## REQUIRED TASK
Locate the string "components" in the listing below. Copy every line where it is found.

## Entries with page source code
>>>>

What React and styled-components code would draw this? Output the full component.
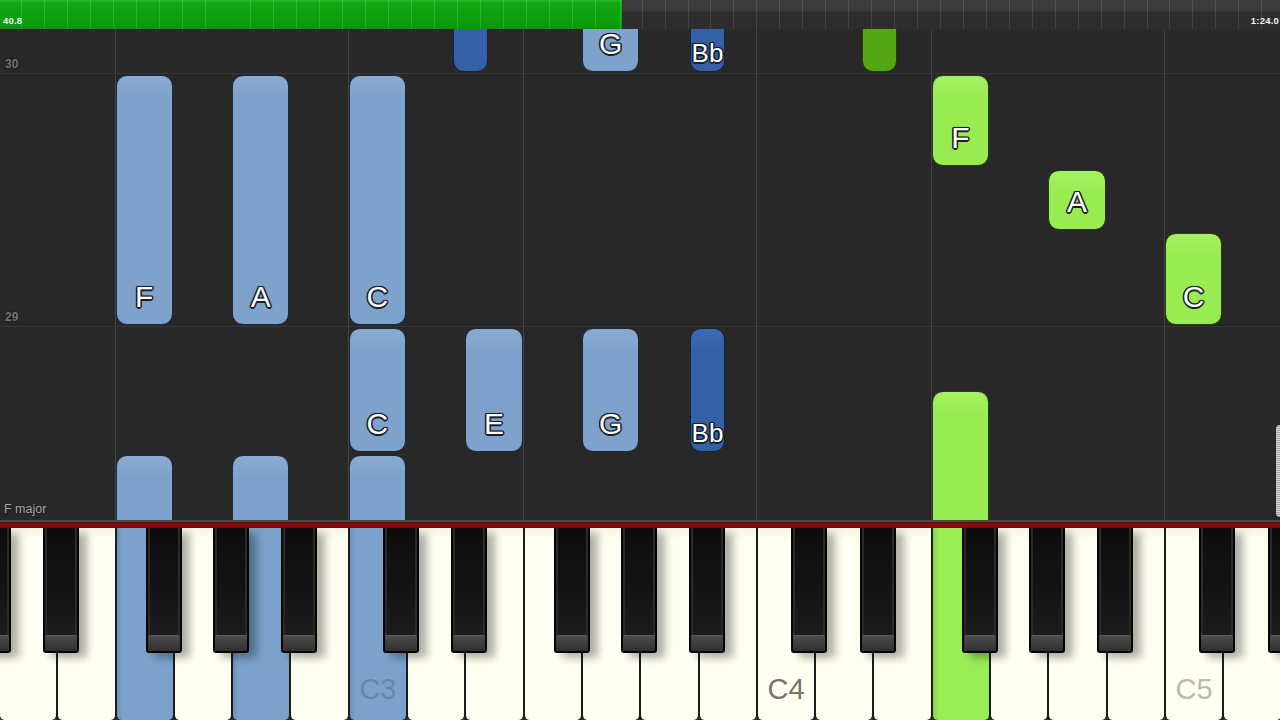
import React from "react";
import styled, { createGlobalStyle } from "styled-components";

const W = 58.3;
const X0 = -1;
const NAMES = ["D", "E", "F", "G", "A", "B", "C"];
const BLACK_OFFSET = { C: -24, D: -14, F: -28, G: -19, A: -10 };

const keyX = (i) => X0 + i * W;

const WHITE_KEYS = Array.from({ length: 22 }, (_, i) => ({
  name: NAMES[i % 7],
  octave: 2 + Math.floor((i + 1) / 7),
}));

const BLACK_KEYS = [
  { left: X0 + BLACK_OFFSET.C },
  ...WHITE_KEYS.map((k, i) =>
    BLACK_OFFSET[k.name] !== undefined
      ? { left: keyX(i + 1) + BLACK_OFFSET[k.name] }
      : null
  ).filter(Boolean),
];

const LIT = { 2: "blue", 4: "blue", 6: "blue", 16: "green" };
const KEY_LABELS = {
  6: { text: "C3", color: "#6a87aa" },
  13: { text: "C4", color: "#76766e" },
  20: { text: "C5", color: "#b9b9b1" },
};

const GRID_X = [1, 5, 8, 12, 15, 19].map((i) => keyX(i + 1));
const GRID_Y = [
  { y: 44, label: "30" },
  { y: 297, label: "29" },
];

// white-key notes: key index, top, height (relative to roll), label
const NOTES = [
  { key: 2, top: 46, h: 250, label: "F", tone: "blue" },
  { key: 2, top: 426, h: 120, tone: "blue" },
  { key: 4, top: 46, h: 250, label: "A", tone: "blue" },
  { key: 4, top: 426, h: 120, tone: "blue" },
  { key: 6, top: 46, h: 250, label: "C", tone: "blue" },
  { key: 6, top: 299, h: 124, label: "C", tone: "blue" },
  { key: 6, top: 426, h: 120, tone: "blue" },
  { key: 8, top: 299, h: 124, label: "E", tone: "blue" },
  { key: 10, top: 299, h: 124, label: "G", tone: "blue" },
  { key: 10, top: -20, h: 63, label: "G", tone: "blue" },
  { key: 16, top: 46, h: 91, label: "F", tone: "green" },
  { key: 16, top: 362, h: 180, tone: "green" },
  { key: 18, top: 141, h: 60, label: "A", tone: "green" },
  { key: 20, top: 204, h: 92, label: "C", tone: "green" },
];

const SHARP_NOTES = [
  { left: 690, top: 299, h: 124, label: "Bb", tone: "blue" },
  { left: 690, top: -20, h: 63, label: "Bb", tone: "blue" },
  { left: 453, top: -20, h: 63, tone: "blue" },
  { left: 862, top: -20, h: 63, tone: "green" },
];

const TONES = {
  blue: { fill: "#7fa2cc", top: "#8aabd3", edge: "#1d2a3c" },
  green: { fill: "#98ec52", top: "#a4f262", edge: "#2a3a1a" },
};
const SHARP_TONES = {
  blue: { fill: "#3461a6", top: "#3d6bb2", edge: "#142544" },
  green: { fill: "#55a614", top: "#66bb1c", edge: "#22400a" },
};

const GlobalStyle = createGlobalStyle`
  html, body {
    margin: 0;
    padding: 0;
    background: #282828;
    overflow: hidden;
  }
  body {
    font-family: "Liberation Sans", Arial, sans-serif;
  }
`;

const Screen = styled.div`
  width: 1280px;
  height: 720px;
  display: flex;
  flex-direction: column;
  overflow: hidden;
  background: #282828;
`;

const TopBar = styled.div`
  height: 29px;
  display: flex;
  flex: 0 0 auto;
`;

const Played = styled.div`
  width: 622px;
  display: flex;
  align-items: flex-end;
  padding: 0 0 3px 3px;
  box-sizing: border-box;
  background-image: repeating-linear-gradient(
      to right,
      transparent 0,
      transparent 21px,
      rgba(255, 255, 255, 0.14) 21px,
      rgba(255, 255, 255, 0.14) 22px,
      transparent 22px,
      transparent 22.95px
    ),
    linear-gradient(#2cb82c 0, #12a612 3px, #0c9e0c 22px, #0a930a 29px);
  background-position: -23px 0, 0 0;
`;

const Remaining = styled.div`
  flex: 1;
  display: flex;
  align-items: flex-end;
  justify-content: flex-end;
  padding: 0 1px 3px 0;
  box-sizing: border-box;
  overflow: hidden;
  background-image: repeating-linear-gradient(
      to right,
      transparent 0,
      transparent 19.6px,
      rgba(255, 255, 255, 0.1) 19.6px,
      rgba(255, 255, 255, 0.1) 20.6px,
      transparent 20.6px,
      transparent 22.95px
    ),
    linear-gradient(#3d3d3d 0, #3a3a3a 11px, #2f2f2f 12px, #2c2c2c 29px);
`;

const TimeText = styled.span`
  font-size: 9.5px;
  font-weight: bold;
  color: #f4f4f4;
  letter-spacing: 0.2px;
  white-space: nowrap;
`;

const Roll = styled.div`
  position: relative;
  height: 491px;
  flex: 0 0 auto;
  overflow: hidden;
  background: #282828;
`;

const VLine = styled.div`
  position: absolute;
  top: 0;
  bottom: 0;
  width: 1px;
  background: #424242;
`;

const HLine = styled.div`
  position: absolute;
  left: 0;
  right: 0;
  height: 1px;
  background: #373737;
`;

const MeasureLabel = styled.span`
  position: absolute;
  left: 5px;
  font-size: 12px;
  font-weight: bold;
  color: #727272;
  text-shadow: 0 0 2px #111;
`;

const KeyName = styled.span`
  position: absolute;
  left: 4px;
  bottom: 4px;
  font-size: 12.5px;
  color: #a8a8a8;
  text-shadow: 0 0 2px #111;
`;

const outline = (c) => `
  1.5px 0 0 ${c}, -1.5px 0 0 ${c}, 0 1.5px 0 ${c}, 0 -1.5px 0 ${c},
  1px 1px 0 ${c}, -1px -1px 0 ${c}, 1px -1px 0 ${c}, -1px 1px 0 ${c},
  0 0 2px ${c}
`;

const Note = styled.div`
  position: absolute;
  box-sizing: border-box;
  display: flex;
  flex-direction: column;
  justify-content: flex-end;
  align-items: center;
  border-radius: 11px;
  border: 1.5px solid ${(p) => p.$tone.edge};
  background: linear-gradient(${(p) => p.$tone.top}, ${(p) => p.$tone.fill} 22px);
  padding-bottom: ${(p) => (p.$sharp ? "5px" : "12px")};
`;

const NoteLabel = styled.span`
  font-size: ${(p) => (p.$sharp ? "26px" : "30px")};
  line-height: 1;
  color: #ffffff;
  text-shadow: ${outline("#1a1e26")};
`;

const ScrollNub = styled.div`
  position: absolute;
  right: 0;
  top: 396px;
  width: 4px;
  height: 92px;
  border-radius: 4px 0 0 4px;
  background: repeating-linear-gradient(#d8d8d8 0, #d8d8d8 1px, #a0a0a0 1px, #a0a0a0 2px);
`;

const KeyboardRim = styled.div`
  flex: 0 0 auto;
  height: 8px;
  background: linear-gradient(#4a4a4a 0, #4a4a4a 2px, #6a0808 2px, #8e0d0d 5px, #7a0a0a 8px);
`;

const Keyboard = styled.div`
  position: relative;
  height: 192px;
  display: flex;
  margin-left: ${X0}px;
  flex: 0 0 auto;
`;

const WhiteKey = styled.div`
  flex: 0 0 ${W}px;
  height: 192px;
  box-sizing: border-box;
  position: relative;
  border-left: 1px solid #1c1c1c;
  border-right: 1px solid #1c1c1c;
  border-radius: 0 0 5px 5px;
  background: ${(p) =>
    p.$lit === "blue"
      ? "linear-gradient(to right, #6d90b9 0, #7ca2cc 6px)"
      : p.$lit === "green"
      ? "linear-gradient(to right, #86d448 0, #99ee55 6px)"
      : "linear-gradient(#f6f6e6, #fffff2 12px)"};
`;

const KeyLabel = styled.span`
  position: absolute;
  left: 0;
  right: 0;
  bottom: 16px;
  text-align: center;
  font-size: 29px;
  line-height: 1;
  color: ${(p) => p.$color};
`;

const BlackKey = styled.div`
  position: absolute;
  top: 0;
  width: 36px;
  height: 125px;
  box-sizing: border-box;
  border: 2px solid #050505;
  border-top: none;
  border-radius: 0 0 3px 3px;
  display: flex;
  flex-direction: column;
  justify-content: flex-end;
  background: linear-gradient(#0c0c0c 0, #161616 60%, #1e1e1e 100%);
  box-shadow: inset 2px 0 0 #2a2a2a, inset -2px 0 0 #2a2a2a,
    8px 5px 8px rgba(0, 0, 0, 0.32);
`;

const BlackLip = styled.div`
  height: 15px;
  border-top: 1px solid #5e5e5e;
  border-radius: 2px 2px 0 0;
  background: linear-gradient(#4c4c4c, #303030);
`;

const App = () => {
  return (
    <>
      <GlobalStyle />
      <Screen>
        <TopBar>
          <Played>
            <TimeText>40.8</TimeText>
          </Played>
          <Remaining>
            <TimeText>1:24.0</TimeText>
          </Remaining>
        </TopBar>

        <Roll>
          {GRID_X.map((x) => (
            <VLine key={x} style={{ left: Math.round(x) - 1 }} />
          ))}
          {GRID_Y.map((g) => (
            <React.Fragment key={g.label}>
              <HLine style={{ top: g.y }} />
              <MeasureLabel style={{ top: g.y - 16 }}>{g.label}</MeasureLabel>
            </React.Fragment>
          ))}
          <KeyName>F major</KeyName>

          {NOTES.map((n, idx) => (
            <Note
              key={idx}
              $tone={TONES[n.tone]}
              style={{
                left: keyX(n.key),
                width: W - 1,
                top: n.top,
                height: n.h,
              }}
            >
              {n.label && <NoteLabel>{n.label}</NoteLabel>}
            </Note>
          ))}
          {SHARP_NOTES.map((n, idx) => (
            <Note
              key={"s" + idx}
              $sharp
              $tone={SHARP_TONES[n.tone]}
              style={{ left: n.left, width: 35, top: n.top, height: n.h }}
            >
              {n.label && <NoteLabel $sharp>{n.label}</NoteLabel>}
            </Note>
          ))}
          <ScrollNub />
        </Roll>

        <KeyboardRim />
        <Keyboard>
          {WHITE_KEYS.map((k, i) => (
            <WhiteKey key={i} $lit={LIT[i]}>
              {KEY_LABELS[i] && (
                <KeyLabel $color={KEY_LABELS[i].color}>
                  {KEY_LABELS[i].text}
                </KeyLabel>
              )}
            </WhiteKey>
          ))}
          {BLACK_KEYS.map((b, i) => (
            <BlackKey key={"b" + i} style={{ left: b.left - X0 }}>
              <BlackLip />
            </BlackKey>
          ))}
        </Keyboard>
      </Screen>
    </>
  );
};

export default App;
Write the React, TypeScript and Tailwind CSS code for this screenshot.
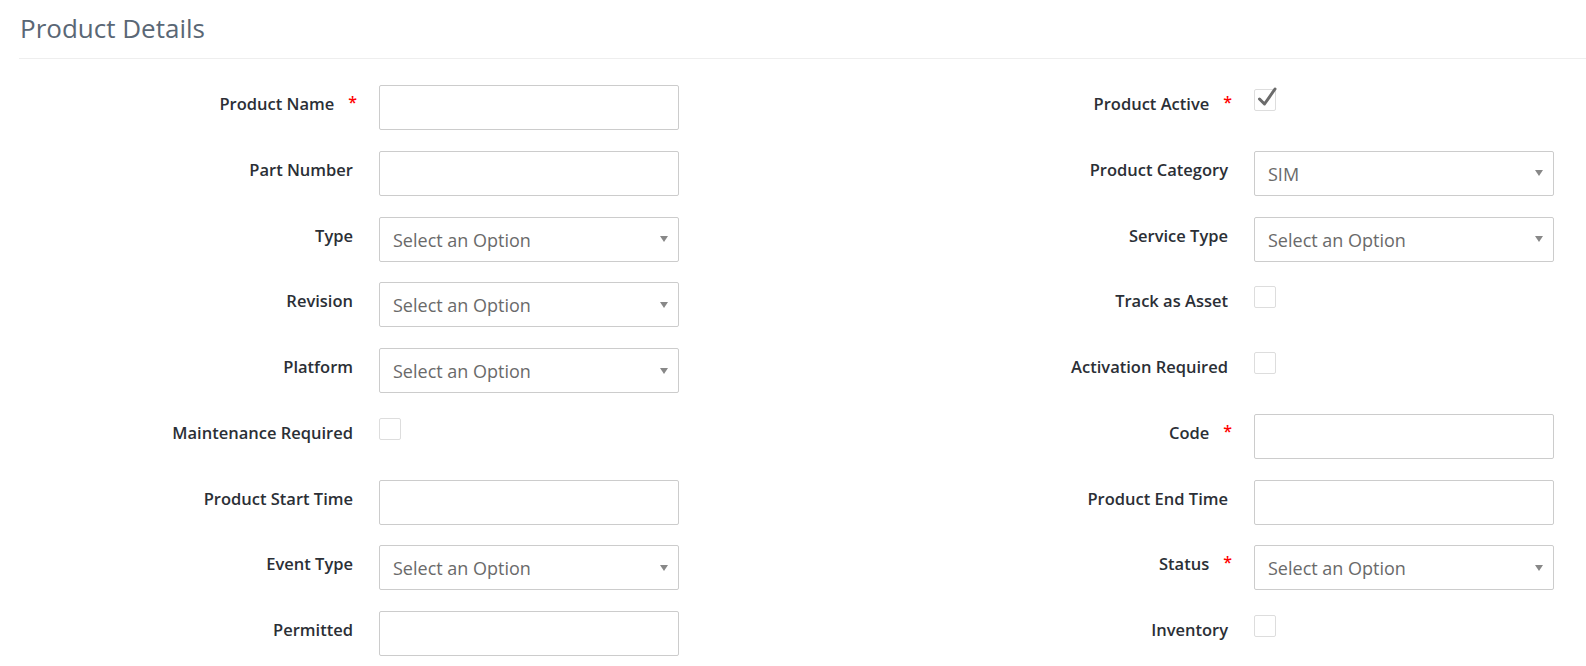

<<<<

## FINAL ANSWER
What React and styled-components code would draw this? Output the full component.
import styled, { createGlobalStyle } from "styled-components";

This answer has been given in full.